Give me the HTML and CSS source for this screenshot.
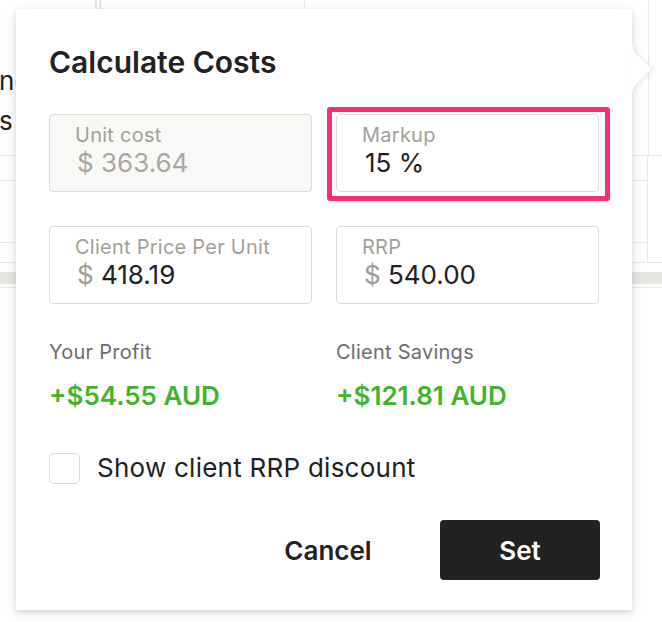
--
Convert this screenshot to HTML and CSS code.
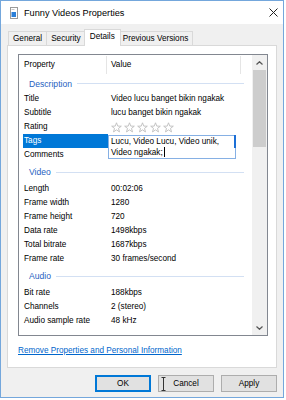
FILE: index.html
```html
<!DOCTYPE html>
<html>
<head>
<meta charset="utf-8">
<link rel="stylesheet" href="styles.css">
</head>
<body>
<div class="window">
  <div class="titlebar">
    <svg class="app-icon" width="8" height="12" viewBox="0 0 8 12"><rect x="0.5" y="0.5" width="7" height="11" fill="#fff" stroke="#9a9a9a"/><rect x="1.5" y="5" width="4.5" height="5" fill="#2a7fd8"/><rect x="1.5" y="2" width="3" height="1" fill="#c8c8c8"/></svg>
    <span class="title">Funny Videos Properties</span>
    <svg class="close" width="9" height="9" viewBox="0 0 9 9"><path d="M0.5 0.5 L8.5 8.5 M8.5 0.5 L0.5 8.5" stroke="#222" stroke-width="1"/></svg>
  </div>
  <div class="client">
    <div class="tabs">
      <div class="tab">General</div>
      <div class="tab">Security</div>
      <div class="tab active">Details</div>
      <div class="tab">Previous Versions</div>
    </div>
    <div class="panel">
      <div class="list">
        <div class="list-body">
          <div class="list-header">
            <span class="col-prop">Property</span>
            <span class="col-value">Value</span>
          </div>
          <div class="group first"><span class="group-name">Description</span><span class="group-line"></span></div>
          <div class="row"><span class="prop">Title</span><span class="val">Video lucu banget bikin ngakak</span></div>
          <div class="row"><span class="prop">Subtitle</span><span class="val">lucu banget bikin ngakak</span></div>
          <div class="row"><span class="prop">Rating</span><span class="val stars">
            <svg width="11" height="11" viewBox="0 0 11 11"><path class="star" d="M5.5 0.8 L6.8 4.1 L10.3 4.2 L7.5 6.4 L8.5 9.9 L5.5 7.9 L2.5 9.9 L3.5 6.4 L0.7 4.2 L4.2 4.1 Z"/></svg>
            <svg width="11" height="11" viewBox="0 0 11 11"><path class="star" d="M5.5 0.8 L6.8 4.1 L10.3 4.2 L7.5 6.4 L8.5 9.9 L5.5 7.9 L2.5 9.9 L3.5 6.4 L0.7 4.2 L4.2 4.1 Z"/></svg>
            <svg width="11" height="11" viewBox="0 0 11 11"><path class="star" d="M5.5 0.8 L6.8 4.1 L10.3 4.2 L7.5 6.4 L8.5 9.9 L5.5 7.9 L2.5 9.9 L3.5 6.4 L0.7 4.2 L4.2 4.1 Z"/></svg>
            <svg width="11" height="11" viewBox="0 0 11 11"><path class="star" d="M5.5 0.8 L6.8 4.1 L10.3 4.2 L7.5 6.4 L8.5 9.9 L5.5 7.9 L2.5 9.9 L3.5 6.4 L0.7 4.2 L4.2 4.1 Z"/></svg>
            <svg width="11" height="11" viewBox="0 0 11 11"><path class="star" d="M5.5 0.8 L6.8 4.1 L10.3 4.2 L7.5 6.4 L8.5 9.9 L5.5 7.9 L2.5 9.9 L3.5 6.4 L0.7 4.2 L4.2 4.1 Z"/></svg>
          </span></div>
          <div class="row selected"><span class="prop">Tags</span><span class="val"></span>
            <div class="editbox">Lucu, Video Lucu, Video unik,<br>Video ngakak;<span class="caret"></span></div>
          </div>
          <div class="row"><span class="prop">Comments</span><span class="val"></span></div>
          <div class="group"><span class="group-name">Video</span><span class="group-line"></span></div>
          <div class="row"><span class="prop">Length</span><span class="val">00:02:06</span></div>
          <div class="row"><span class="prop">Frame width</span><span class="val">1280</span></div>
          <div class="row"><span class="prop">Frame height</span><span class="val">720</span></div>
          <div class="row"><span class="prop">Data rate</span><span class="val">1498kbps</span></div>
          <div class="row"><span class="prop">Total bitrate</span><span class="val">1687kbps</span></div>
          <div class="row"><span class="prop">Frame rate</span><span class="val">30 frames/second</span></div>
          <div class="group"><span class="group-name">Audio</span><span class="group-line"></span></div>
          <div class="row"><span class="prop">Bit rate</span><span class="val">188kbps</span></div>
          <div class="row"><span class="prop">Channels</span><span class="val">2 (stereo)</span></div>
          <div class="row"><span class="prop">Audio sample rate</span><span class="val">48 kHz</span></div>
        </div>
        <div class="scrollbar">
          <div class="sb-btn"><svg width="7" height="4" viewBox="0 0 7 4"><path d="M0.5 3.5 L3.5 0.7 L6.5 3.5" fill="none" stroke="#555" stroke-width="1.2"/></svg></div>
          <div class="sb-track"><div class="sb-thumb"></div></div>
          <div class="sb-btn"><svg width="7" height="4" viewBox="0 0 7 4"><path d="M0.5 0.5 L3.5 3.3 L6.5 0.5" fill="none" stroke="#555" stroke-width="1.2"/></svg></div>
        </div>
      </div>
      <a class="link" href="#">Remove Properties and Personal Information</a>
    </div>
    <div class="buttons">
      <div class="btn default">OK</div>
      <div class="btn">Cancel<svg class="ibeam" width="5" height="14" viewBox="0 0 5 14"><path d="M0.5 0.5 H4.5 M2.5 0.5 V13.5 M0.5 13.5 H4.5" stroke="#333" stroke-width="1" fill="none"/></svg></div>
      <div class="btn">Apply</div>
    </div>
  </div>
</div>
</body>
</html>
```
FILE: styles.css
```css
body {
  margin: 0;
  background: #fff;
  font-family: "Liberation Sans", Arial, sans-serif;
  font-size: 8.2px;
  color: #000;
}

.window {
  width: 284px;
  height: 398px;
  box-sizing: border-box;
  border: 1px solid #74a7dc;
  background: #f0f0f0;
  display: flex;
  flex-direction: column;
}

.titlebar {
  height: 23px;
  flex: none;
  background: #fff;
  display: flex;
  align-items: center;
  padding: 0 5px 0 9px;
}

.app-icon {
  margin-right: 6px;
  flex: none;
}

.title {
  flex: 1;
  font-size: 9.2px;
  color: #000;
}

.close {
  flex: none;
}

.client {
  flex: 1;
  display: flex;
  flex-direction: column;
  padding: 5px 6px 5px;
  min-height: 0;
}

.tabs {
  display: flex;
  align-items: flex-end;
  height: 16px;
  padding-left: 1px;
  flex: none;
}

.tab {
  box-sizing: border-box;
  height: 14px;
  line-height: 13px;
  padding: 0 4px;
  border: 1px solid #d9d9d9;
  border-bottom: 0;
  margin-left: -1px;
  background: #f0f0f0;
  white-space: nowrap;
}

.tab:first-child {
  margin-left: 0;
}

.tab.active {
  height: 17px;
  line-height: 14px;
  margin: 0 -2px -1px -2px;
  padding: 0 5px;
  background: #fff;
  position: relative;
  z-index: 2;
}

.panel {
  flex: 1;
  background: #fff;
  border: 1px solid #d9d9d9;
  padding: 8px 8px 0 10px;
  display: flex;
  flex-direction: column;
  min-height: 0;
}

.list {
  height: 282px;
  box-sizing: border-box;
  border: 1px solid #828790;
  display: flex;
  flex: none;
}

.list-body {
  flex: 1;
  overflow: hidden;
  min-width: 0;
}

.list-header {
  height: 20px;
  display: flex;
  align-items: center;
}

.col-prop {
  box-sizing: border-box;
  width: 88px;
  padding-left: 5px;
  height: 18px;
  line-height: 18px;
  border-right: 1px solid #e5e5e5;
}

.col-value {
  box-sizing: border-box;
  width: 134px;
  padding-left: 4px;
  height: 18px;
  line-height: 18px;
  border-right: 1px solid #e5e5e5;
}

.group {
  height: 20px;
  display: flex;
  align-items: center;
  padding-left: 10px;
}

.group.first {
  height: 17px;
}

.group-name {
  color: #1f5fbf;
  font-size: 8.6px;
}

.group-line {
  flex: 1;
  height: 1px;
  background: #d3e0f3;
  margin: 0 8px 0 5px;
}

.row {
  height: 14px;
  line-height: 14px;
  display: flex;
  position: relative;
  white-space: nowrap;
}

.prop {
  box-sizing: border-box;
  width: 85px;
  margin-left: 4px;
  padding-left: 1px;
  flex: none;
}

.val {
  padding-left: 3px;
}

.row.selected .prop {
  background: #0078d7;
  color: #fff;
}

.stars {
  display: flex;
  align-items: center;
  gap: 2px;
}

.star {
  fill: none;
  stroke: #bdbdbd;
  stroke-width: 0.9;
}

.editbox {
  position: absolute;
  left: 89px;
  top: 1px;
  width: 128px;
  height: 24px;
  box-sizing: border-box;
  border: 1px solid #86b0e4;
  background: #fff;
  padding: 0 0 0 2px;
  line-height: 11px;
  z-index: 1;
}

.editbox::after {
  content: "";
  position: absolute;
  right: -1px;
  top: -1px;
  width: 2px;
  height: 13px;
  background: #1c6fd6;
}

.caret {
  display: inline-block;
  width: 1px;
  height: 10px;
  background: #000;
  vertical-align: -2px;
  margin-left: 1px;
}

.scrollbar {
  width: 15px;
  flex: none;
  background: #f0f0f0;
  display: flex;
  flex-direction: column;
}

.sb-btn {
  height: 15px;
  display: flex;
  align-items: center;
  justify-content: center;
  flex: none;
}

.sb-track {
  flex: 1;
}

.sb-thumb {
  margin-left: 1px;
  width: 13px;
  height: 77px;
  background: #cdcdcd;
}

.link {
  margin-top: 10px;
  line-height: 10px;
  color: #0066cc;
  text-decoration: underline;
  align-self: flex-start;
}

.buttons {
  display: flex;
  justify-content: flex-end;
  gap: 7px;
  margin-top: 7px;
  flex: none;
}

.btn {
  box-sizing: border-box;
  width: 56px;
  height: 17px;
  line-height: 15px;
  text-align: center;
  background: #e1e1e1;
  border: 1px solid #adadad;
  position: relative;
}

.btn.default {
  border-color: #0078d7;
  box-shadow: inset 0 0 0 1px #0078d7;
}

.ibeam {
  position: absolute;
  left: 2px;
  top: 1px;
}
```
* * *
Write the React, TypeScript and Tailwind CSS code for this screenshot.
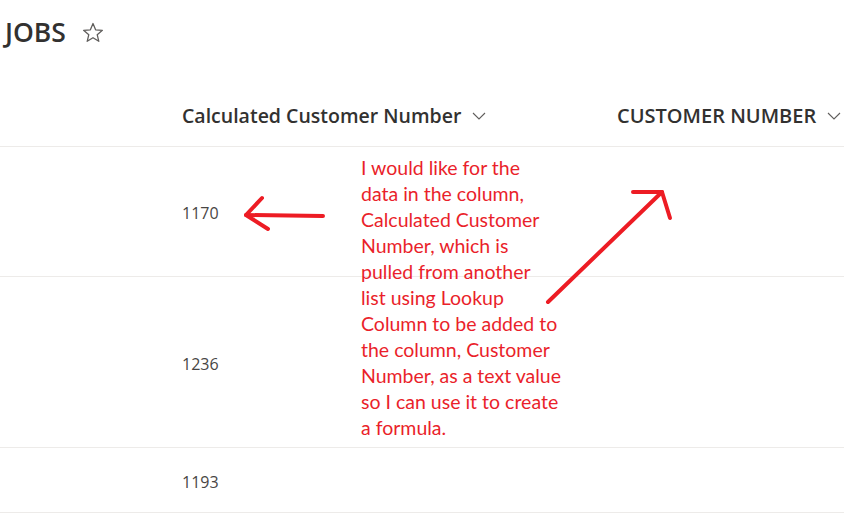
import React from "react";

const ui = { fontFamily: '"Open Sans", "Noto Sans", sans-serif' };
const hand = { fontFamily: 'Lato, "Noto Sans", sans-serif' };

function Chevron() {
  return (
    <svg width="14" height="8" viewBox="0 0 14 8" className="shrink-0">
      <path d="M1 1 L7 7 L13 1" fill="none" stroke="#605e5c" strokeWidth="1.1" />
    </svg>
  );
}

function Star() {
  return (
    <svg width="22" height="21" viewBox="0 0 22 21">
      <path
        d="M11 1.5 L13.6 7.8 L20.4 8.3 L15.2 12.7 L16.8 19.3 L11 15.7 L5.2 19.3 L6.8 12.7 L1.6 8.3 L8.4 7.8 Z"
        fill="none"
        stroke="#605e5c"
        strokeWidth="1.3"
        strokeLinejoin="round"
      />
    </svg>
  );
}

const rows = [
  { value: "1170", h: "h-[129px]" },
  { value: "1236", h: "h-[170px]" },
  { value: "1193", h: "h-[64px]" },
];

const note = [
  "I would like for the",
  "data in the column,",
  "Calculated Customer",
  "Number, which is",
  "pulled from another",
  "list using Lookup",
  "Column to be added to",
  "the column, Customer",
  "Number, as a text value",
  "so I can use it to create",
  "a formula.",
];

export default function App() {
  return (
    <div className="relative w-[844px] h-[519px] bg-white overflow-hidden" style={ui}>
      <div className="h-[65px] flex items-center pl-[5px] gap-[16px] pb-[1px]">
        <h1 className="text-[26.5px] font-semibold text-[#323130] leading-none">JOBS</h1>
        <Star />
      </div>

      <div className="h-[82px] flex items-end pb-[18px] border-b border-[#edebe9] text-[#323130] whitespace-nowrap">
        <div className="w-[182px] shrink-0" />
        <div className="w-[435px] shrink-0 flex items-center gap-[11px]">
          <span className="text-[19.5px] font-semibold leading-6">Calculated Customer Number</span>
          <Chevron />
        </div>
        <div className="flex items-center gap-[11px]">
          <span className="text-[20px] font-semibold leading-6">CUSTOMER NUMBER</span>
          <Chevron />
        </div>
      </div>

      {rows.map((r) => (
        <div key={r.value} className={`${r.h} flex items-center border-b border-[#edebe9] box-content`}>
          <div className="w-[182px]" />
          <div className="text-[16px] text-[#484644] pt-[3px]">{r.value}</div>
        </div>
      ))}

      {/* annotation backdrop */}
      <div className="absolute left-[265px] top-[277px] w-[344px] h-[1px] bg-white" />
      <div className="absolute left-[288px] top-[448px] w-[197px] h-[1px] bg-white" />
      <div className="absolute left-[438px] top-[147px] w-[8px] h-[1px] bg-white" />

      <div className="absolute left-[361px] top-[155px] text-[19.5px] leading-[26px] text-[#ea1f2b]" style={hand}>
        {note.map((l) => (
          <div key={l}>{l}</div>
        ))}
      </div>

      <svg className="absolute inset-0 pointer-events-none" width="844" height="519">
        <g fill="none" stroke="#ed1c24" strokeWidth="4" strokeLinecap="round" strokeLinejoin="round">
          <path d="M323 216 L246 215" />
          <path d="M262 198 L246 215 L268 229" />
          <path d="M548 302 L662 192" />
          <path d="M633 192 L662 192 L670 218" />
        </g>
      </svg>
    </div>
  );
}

[Requirements]
Scan the data above; copy every line where "screenshot" appears.

[Solved exercise]
Give me the HTML and CSS source for this screenshot.
Convert this screenshot to HTML and CSS code.
Write the React, TypeScript and Tailwind CSS code for this screenshot.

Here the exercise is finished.